Exercise directions
Everything from the line with "Give me the" through the line with "string; top: string;" should be repeated exactly, both of those lines included, and nothing else.

[Records]
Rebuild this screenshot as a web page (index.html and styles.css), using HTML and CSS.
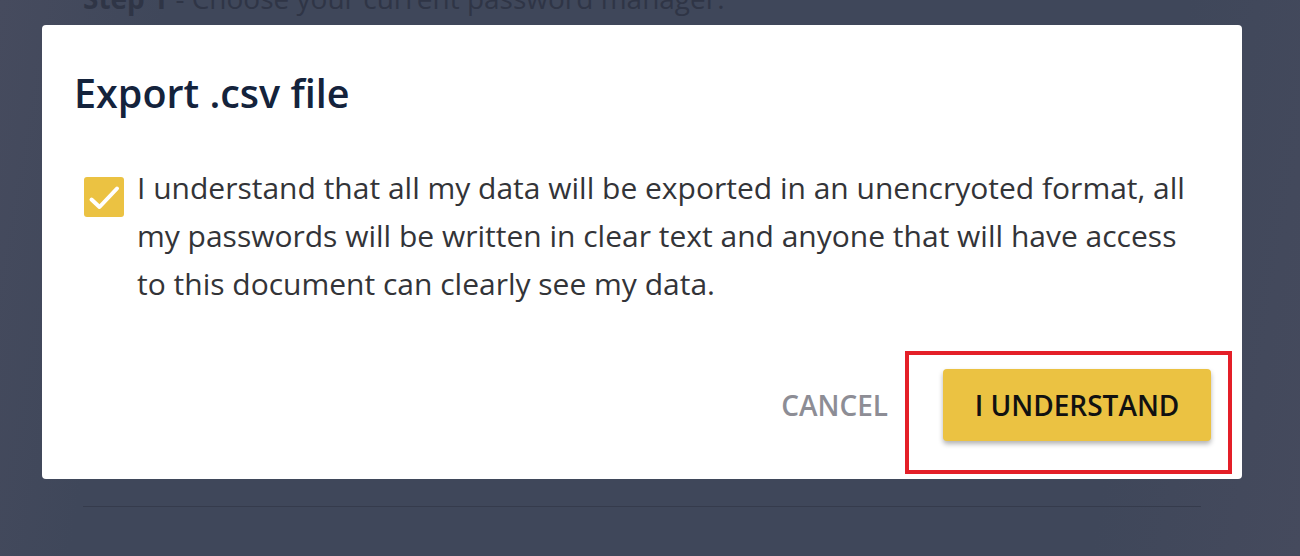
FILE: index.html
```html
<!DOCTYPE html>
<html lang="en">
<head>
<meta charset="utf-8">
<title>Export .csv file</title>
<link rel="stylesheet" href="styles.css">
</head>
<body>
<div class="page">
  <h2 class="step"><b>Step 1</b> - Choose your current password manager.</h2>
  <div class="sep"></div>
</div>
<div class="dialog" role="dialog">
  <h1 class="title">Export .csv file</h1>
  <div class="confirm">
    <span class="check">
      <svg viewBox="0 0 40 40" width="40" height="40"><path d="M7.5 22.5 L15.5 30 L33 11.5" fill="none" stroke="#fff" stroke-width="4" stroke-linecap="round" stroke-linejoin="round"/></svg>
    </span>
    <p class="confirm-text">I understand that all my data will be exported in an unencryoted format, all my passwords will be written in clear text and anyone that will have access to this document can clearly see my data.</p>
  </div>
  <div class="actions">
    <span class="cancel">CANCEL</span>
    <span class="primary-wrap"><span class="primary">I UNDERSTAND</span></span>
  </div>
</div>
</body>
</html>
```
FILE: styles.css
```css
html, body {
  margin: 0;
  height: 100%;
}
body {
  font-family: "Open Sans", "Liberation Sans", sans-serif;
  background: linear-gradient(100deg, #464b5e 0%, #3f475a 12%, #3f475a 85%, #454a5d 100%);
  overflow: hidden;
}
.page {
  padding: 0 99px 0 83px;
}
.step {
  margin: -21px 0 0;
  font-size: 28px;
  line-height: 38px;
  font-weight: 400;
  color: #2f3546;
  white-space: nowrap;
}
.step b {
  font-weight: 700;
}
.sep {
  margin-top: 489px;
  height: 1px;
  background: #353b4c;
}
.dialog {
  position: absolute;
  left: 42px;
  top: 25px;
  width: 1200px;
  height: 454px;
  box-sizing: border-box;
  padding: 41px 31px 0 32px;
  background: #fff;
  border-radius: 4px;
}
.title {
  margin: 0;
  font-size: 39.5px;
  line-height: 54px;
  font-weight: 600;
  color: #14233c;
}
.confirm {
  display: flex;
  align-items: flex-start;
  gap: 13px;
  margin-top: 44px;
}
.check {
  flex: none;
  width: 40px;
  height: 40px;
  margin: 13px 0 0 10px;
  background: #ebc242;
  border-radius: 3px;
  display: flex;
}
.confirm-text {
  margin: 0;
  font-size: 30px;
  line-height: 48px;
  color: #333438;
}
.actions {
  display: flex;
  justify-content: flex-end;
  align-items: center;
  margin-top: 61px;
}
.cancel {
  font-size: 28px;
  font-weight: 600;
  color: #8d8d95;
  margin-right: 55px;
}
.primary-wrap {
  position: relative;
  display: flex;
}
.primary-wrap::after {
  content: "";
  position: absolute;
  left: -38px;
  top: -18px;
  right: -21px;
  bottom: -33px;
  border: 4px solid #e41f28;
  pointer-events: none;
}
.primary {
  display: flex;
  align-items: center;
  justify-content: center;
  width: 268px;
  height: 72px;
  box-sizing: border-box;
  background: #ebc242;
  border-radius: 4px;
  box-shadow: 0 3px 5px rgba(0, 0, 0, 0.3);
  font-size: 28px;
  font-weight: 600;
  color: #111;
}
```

--

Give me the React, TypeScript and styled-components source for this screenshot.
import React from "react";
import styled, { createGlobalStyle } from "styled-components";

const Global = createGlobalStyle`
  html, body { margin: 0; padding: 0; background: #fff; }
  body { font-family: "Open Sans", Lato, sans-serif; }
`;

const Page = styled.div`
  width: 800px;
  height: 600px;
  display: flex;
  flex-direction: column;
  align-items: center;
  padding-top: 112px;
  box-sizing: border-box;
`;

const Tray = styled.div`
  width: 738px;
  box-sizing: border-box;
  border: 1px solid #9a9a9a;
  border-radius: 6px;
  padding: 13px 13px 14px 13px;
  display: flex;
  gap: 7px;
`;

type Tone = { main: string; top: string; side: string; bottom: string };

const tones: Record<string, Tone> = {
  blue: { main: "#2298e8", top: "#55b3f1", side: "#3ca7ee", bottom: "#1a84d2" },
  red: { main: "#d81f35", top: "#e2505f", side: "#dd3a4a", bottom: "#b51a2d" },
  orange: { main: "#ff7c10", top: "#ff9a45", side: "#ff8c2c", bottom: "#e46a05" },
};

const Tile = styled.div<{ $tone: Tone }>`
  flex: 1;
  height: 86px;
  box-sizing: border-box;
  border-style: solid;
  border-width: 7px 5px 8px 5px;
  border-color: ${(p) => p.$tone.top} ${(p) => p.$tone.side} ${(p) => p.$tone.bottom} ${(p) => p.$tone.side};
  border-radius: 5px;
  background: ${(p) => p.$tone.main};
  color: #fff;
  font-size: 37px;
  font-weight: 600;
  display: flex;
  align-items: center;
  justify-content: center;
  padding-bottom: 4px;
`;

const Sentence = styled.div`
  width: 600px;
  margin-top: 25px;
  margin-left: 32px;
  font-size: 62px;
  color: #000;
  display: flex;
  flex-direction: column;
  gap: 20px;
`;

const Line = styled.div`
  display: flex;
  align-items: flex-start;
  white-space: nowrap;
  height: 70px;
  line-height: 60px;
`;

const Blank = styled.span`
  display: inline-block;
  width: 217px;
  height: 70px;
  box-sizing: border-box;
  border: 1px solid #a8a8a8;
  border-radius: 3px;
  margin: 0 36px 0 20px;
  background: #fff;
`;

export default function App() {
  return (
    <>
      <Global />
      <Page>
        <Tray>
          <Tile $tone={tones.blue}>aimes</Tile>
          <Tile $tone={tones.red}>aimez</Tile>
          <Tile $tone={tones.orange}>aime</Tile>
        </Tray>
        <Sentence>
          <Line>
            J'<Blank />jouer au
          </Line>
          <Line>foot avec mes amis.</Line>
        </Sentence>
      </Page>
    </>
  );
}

Full answer
Give me the React, TypeScript and styled-components source for this screenshot.
import React from "react";
import styled, { createGlobalStyle } from "styled-components";

const Global = createGlobalStyle`
  html, body { margin: 0; padding: 0; background: #fff; }
  body { font-family: "Open Sans", Lato, sans-serif; }
`;

const Page = styled.div`
  width: 800px;
  height: 600px;
  display: flex;
  flex-direction: column;
  align-items: center;
  padding-top: 112px;
  box-sizing: border-box;
`;

const Tray = styled.div`
  width: 738px;
  box-sizing: border-box;
  border: 1px solid #9a9a9a;
  border-radius: 6px;
  padding: 13px 13px 14px 13px;
  display: flex;
  gap: 7px;
`;

type Tone = { main: string; top: string; side: string; bottom: string };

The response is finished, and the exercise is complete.